Exercise brief » Find every line of the listing below where "code" appears, and copy it.

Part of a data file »
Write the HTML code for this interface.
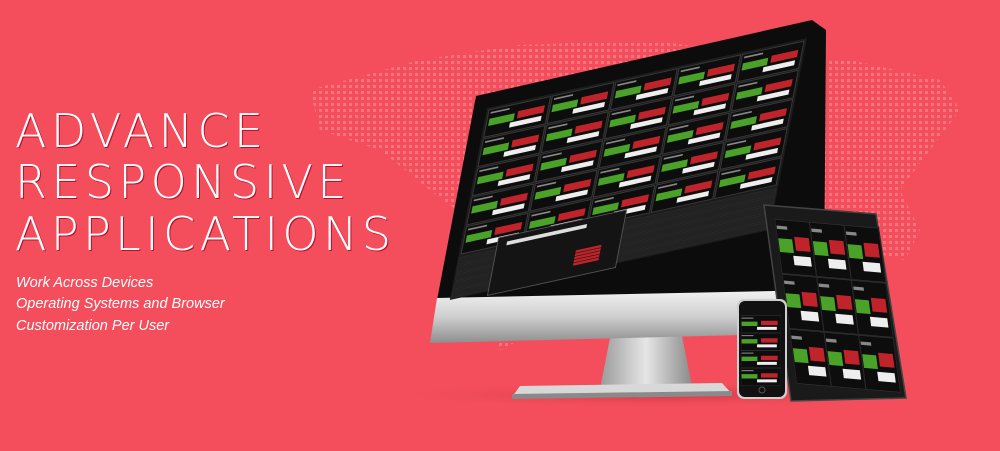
<!DOCTYPE html>
<html><head><meta charset="utf-8"><style>
html,body{margin:0;padding:0;}
body{width:1000px;height:451px;overflow:hidden;background:#f44e5c;position:relative;font-family:"Liberation Sans",sans-serif;}
svg{position:absolute;left:0;top:0;}
.h{position:absolute;left:15px;color:#fff;font-size:46px;letter-spacing:4.4px;text-shadow:1px 1px 0 #b3102a;white-space:nowrap;line-height:1;font-family:"DejaVu Sans","Liberation Sans",sans-serif;font-weight:200;}
.s{position:absolute;left:16px;color:#fff;font-size:14.5px;font-style:italic;white-space:nowrap;line-height:1;}
</style></head><body>
<svg width="1000" height="451" viewBox="0 0 1000 451">
<defs>
<pattern id="dots" width="6" height="6" patternUnits="userSpaceOnUse"><rect x="1" y="1" width="3" height="3" fill="#ffb0b7"/></pattern>
<linearGradient id="chin" x1="0" y1="0" x2="0" y2="1"><stop offset="0" stop-color="#f2f2f2"/><stop offset="0.5" stop-color="#cfcfcf"/><stop offset="1" stop-color="#8e8e8e"/></linearGradient>
<linearGradient id="neck" x1="0" y1="0" x2="1" y2="0"><stop offset="0" stop-color="#9a9a9a"/><stop offset="0.5" stop-color="#e6e6e6"/><stop offset="1" stop-color="#8a8a8a"/></linearGradient>
<radialGradient id="shadow" cx="0.5" cy="0.5" r="0.5"><stop offset="0" stop-color="#c8303d" stop-opacity="0.7"/><stop offset="1" stop-color="#f44e5c" stop-opacity="0"/></radialGradient>
</defs>
<g opacity="0.4">
<path d="M310 90 L420 60 L520 45 L650 40 L760 55 L850 60 L940 80 L960 110 L930 150 L900 190 L920 230 L905 260 L860 250 L820 230 L780 200 L720 230 L620 250 L560 240 L470 220 L430 190 L380 150 L320 130 Z" fill="url(#dots)"/>
<path d="M470 250 L520 260 L540 330 L500 350 L470 300 Z" fill="url(#dots)"/>
</g>
<ellipse cx="660" cy="395" rx="300" ry="14" fill="url(#shadow)"/>
<polygon points="610,338 682,336 692,386 600,389" fill="url(#neck)"/>
<polygon points="520,386 722,383 732,394 512,397" fill="#d8d8d8"/>
<polygon points="512,394 732,391 732,396 512,399" fill="#8a8a8a"/>
<polygon points="476,96 812,20 826,30 824,292 437,300" fill="#0c0c0c"/>
<polygon points="437,298 824,290 822,333 430,343" fill="url(#chin)"/>
<g id="scr" transform="matrix(0.32,-0.07,-0.062,0.32,487,108)"></g>
<polygon points="764,205 876,214 906,398 791,401" fill="#1a1a1a" stroke="#444" stroke-width="1.5"/>
<g id="tab" transform="matrix(0.105,0.009,0.022,0.165,774,218)"></g>
<rect x="737" y="299" width="50" height="100" rx="7" fill="#cfcfcf"/>
<rect x="739" y="301" width="46" height="96" rx="6" fill="#111"/>
<g id="ph" transform="matrix(0.04,0,0,0.1,741,315)"></g>
<circle cx="762" cy="390" r="3" fill="none" stroke="#555"/>
</svg>
<div class="h" style="top:108px">ADVANCE</div>
<div class="h" style="top:159px">RESPONSIVE</div>
<div class="h" style="top:211px">APPLICATIONS</div>
<div class="s" style="top:276px">Work Across Devices</div>
<div class="s" style="top:297px">Operating Systems and Browser</div>
<div class="s" style="top:319px">Customization Per User</div>
<script>
function tiles(id,cols,rows,W,H,extra){
 var g=document.getElementById(id),s='';
 s+='<rect x="0" y="0" width="'+W+'" height="'+H+'" fill="#1c1c1c"/>';
 var tw=(W-10)/cols,th=extra?(H*0.76)/rows:H/rows;
 for(var r=0;r<rows;r++)for(var c=0;c<cols;c++){
  var x=5+c*tw,y=5+r*th;
  s+='<rect x="'+(x+3)+'" y="'+(y+3)+'" width="'+(tw-6)+'" height="'+(th-6)+'" fill="#0d0d0d" stroke="#3a3a3a" stroke-width="3"/>';
  s+='<rect x="'+(x+10)+'" y="'+(y+th*0.35)+'" width="'+(tw*0.4)+'" height="'+(th*0.25)+'" fill="#4aa328"/>';
  s+='<rect x="'+(x+tw*0.5)+'" y="'+(y+th*0.3)+'" width="'+(tw*0.42)+'" height="'+(th*0.25)+'" fill="#c0242a"/>';
  s+='<rect x="'+(x+tw*0.4)+'" y="'+(y+th*0.65)+'" width="'+(tw*0.5)+'" height="'+(th*0.17)+'" fill="#eee"/>';
  s+='<rect x="'+(x+10)+'" y="'+(y+th*0.12)+'" width="'+(tw*0.3)+'" height="'+(th*0.06)+'" fill="#888"/>';
 }
 if(extra){
  var y0=H*0.78;
  for(var i=0;i<5;i++)s+='<rect x="5" y="'+(y0+i*26)+'" width="'+(W-10)+'" height="22" fill="#222" stroke="#333"/>';
  s+='<rect x="'+W*0.12+'" y="'+(H*0.72)+'" width="'+W*0.4+'" height="'+H*0.3+'" fill="#141414" stroke="#555" stroke-width="3"/>';
  s+='<rect x="'+W*0.15+'" y="'+(H*0.75)+'" width="'+W*0.25+'" height="12" fill="#ddd"/>';
  for(var k=0;k<5;k++)s+='<rect x="'+(W*0.38)+'" y="'+(H*0.88+k*10)+'" width="'+W*0.08+'" height="8" fill="#c0242a"/>';
 }
 g.innerHTML=s;
}
tiles('scr',5,5,1000,600,true);
tiles('tab',3,3,1000,1000,false);
tiles('ph',1,4,1000,700,false);
</script>
</body></html>
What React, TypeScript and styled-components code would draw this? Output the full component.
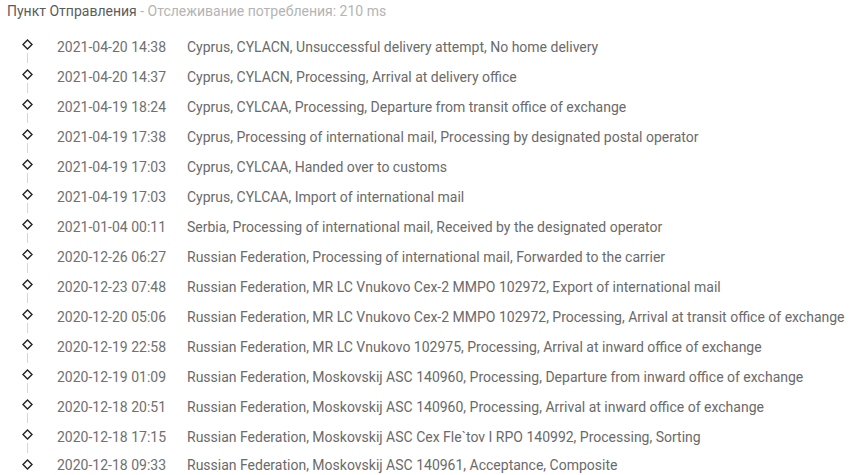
import { FC } from "react";
import styled, { createGlobalStyle } from "styled-components";

const GlobalStyle = createGlobalStyle`
  body {
    margin: 0;
    background: #ffffff;
    font-family: Roboto, "Liberation Sans", Arial, sans-serif;
  }
`;

const Page = styled.div`
  width: 863px;
  height: 475px;
  overflow: hidden;
  background: #fff;
`;

const Title = styled.div`
  padding: 3px 7px 0;
  height: 30px;
  box-sizing: border-box;
  font-size: 14px;
  line-height: 17px;
  color: #5c5c5c;

  & .muted {
    color: #b4b4b4;
  }
`;

const List = styled.ul`
  list-style: none;
  margin: 0;
  padding: 0;
`;

const Row = styled.li`
  display: grid;
  grid-template-columns: 57px 130px 1fr;
  height: 30px;
  align-items: center;
  font-size: 14px;
  white-space: nowrap;
`;

const Marker = styled.div<{ last?: boolean }>`
  align-self: stretch;
  display: flex;
  flex-direction: column;
  align-items: center;
  padding-top: 9px;
  padding-right: 2px;

  & svg {
    display: block;
    flex: none;
  }

  &::after {
    content: "";
    display: ${(p) => (p.last ? "none" : "block")};
    width: 1px;
    height: 10px;
    margin-top: 3px;
    background: #d6d6d6;
  }
`;

const Date = styled.span`
  color: #707070;
`;

const Text = styled.span`
  color: #6a6a6a;
`;

const Diamond: FC = () => (
  <svg width="11" height="11" viewBox="0 0 11 11">
    <polygon
      points="5.5,1 10,5.5 5.5,10 1,5.5"
      fill="#fff"
      stroke="#222"
      strokeWidth="1.4"
    />
  </svg>
);

const events: [string, string][] = [
  ["2021-04-20 14:38", "Cyprus, CYLACN, Unsuccessful delivery attempt, No home delivery"],
  ["2021-04-20 14:37", "Cyprus, CYLACN, Processing, Arrival at delivery office"],
  ["2021-04-19 18:24", "Cyprus, CYLCAA, Processing, Departure from transit office of exchange"],
  ["2021-04-19 17:38", "Cyprus, Processing of international mail, Processing by designated postal operator"],
  ["2021-04-19 17:03", "Cyprus, CYLCAA, Handed over to customs"],
  ["2021-04-19 17:03", "Cyprus, CYLCAA, Import of international mail"],
  ["2021-01-04 00:11", "Serbia, Processing of international mail, Received by the designated operator"],
  ["2020-12-26 06:27", "Russian Federation, Processing of international mail, Forwarded to the carrier"],
  ["2020-12-23 07:48", "Russian Federation, MR LC Vnukovo Cex-2 MMPO 102972, Export of international mail"],
  ["2020-12-20 05:06", "Russian Federation, MR LC Vnukovo Cex-2 MMPO 102972, Processing, Arrival at transit office of exchange"],
  ["2020-12-19 22:58", "Russian Federation, MR LC Vnukovo 102975, Processing, Arrival at inward office of exchange"],
  ["2020-12-19 01:09", "Russian Federation, Moskovskij ASC 140960, Processing, Departure from inward office of exchange"],
  ["2020-12-18 20:51", "Russian Federation, Moskovskij ASC 140960, Processing, Arrival at inward office of exchange"],
  ["2020-12-18 17:15", "Russian Federation, Moskovskij ASC Cex Fle`tov I RPO 140992, Processing, Sorting"],
  ["2020-12-18 09:33", "Russian Federation, Moskovskij ASC 140961, Acceptance, Composite"],
];

const App: FC = () => {
  return (
    <Page>
      <GlobalStyle />
      <Title>
        Пункт Отправления <span className="muted">- Отслеживание потребления: 210 ms</span>
      </Title>
      <List>
        {events.map(([date, text], i) => (
          <Row key={i}>
            <Marker last={i === events.length - 1}>
              <Diamond />
            </Marker>
            <Date>{date}</Date>
            <Text>{text}</Text>
          </Row>
        ))}
      </List>
    </Page>
  );
};

export default App;
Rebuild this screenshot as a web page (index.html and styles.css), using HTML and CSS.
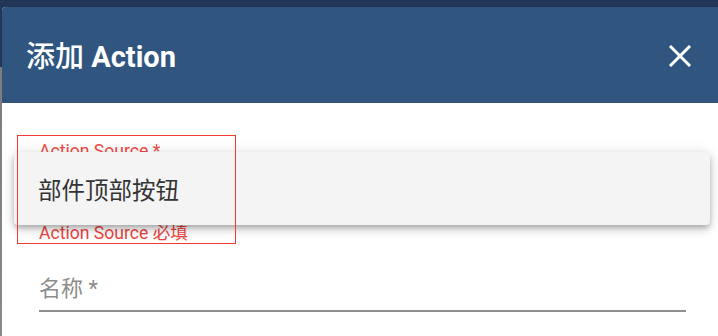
FILE: index.html
```html
<!DOCTYPE html>
<html lang="zh">
<head>
<meta charset="utf-8">
<link rel="stylesheet" href="styles.css">
</head>
<body>
<div class="dialog">
  <header class="dialog-header">
    <h1 class="dialog-title"><span class="cjk">添加</span> Action</h1>
    <button class="close-btn" aria-label="关闭">
      <svg width="22" height="22" viewBox="0 0 22 22"><path d="M2 2L20 20M20 2L2 20" stroke="#fff" stroke-width="3" stroke-linecap="square"/></svg>
    </button>
  </header>
  <div class="dialog-body">
    <div class="field-select">
      <div class="field-content">
        <div class="field-label">Action Source *</div>
        <div class="field-helper">Action Source 必填</div>
      </div>
      <div class="field-outline"></div>
    </div>
    <div class="menu">
      <div class="menu-item">部件顶部按钮</div>
    </div>
    <div class="field-text">
      <div class="input-line">名称 *</div>
    </div>
  </div>
</div>
</body>
</html>
```

FILE: styles.css
```css
html, body {
  margin: 0;
  padding: 0;
  height: 100%;
  overflow: hidden;
}
body {
  background: linear-gradient(to bottom, #223758 0, #223758 67px, #7c7c7c 67px, #8a8a8a 100%);
  font-family: Roboto, "Noto Sans CJK SC", sans-serif;
}
.dialog {
  margin: 7px 0 0 2px;
  height: calc(100% - 7px);
  background: #fff;
  border-top-left-radius: 4px;
  overflow: hidden;
}
.dialog-header {
  height: 96px;
  background: #30567f;
  display: flex;
  align-items: center;
  justify-content: space-between;
  padding: 0 27px 0 24px;
  box-sizing: border-box;
}
.dialog-title {
  margin: 0;
  color: #fff;
  font-size: 29px;
  font-weight: 700;
  line-height: 34px;
  padding-top: 1px;
}
.dialog-title .cjk {
  font-weight: 500;
  font-family: "Noto Sans CJK SC", sans-serif;
}
.close-btn {
  border: 0;
  background: transparent;
  padding: 0;
  width: 22px;
  height: 22px;
  display: flex;
  margin-top: 1px;
}
.dialog-body {
  position: relative;
  padding: 32px 32px 0 37px;
}
.field-select {
  margin-left: -22px;
  width: 219px;
  height: 109px;
  display: grid;
  grid-template: 1fr / 1fr;
}
.field-content {
  grid-area: 1 / 1;
  box-sizing: border-box;
  padding: 7px 0 1px 22px;
  display: flex;
  flex-direction: column;
  justify-content: space-between;
}
.field-outline {
  grid-area: 1 / 1;
  position: relative;
  z-index: 3;
  border: 1px solid #f23a34;
  pointer-events: none;
}
.field-label {
  color: #ef4a44;
  font-size: 17.6px;
  line-height: 19px;
  white-space: nowrap;
}
.field-helper {
  color: #ec4540;
  font-size: 17.6px;
  line-height: 19px;
  white-space: nowrap;
}
.menu {
  position: absolute;
  left: 12px;
  top: 49px;
  width: 696px;
  height: 73px;
  background: #f4f4f4;
  border-radius: 4px;
  box-shadow: 0 3px 5px -1px rgba(0,0,0,.2), 0 5px 8px 0 rgba(0,0,0,.14), 0 1px 14px 0 rgba(0,0,0,.12);
  display: flex;
  align-items: center;
  padding-left: 24px;
  box-sizing: border-box;
  z-index: 2;
}
.menu-item {
  font-family: "Noto Sans CJK SC", sans-serif;
  font-size: 23.5px;
  color: #333;
  line-height: 30px;
}
.field-text {
  margin-top: 28px;
}
.input-line {
  font-size: 22px;
  line-height: 33px;
  color: #8c8c8c;
  padding-bottom: 5px;
  border-bottom: 2px solid #8f8f8f;
  width: 647px;
}
```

Exercise output »
Write the HTML code for this interface.
What React, TypeScript and styled-components code would draw this? Output the full component.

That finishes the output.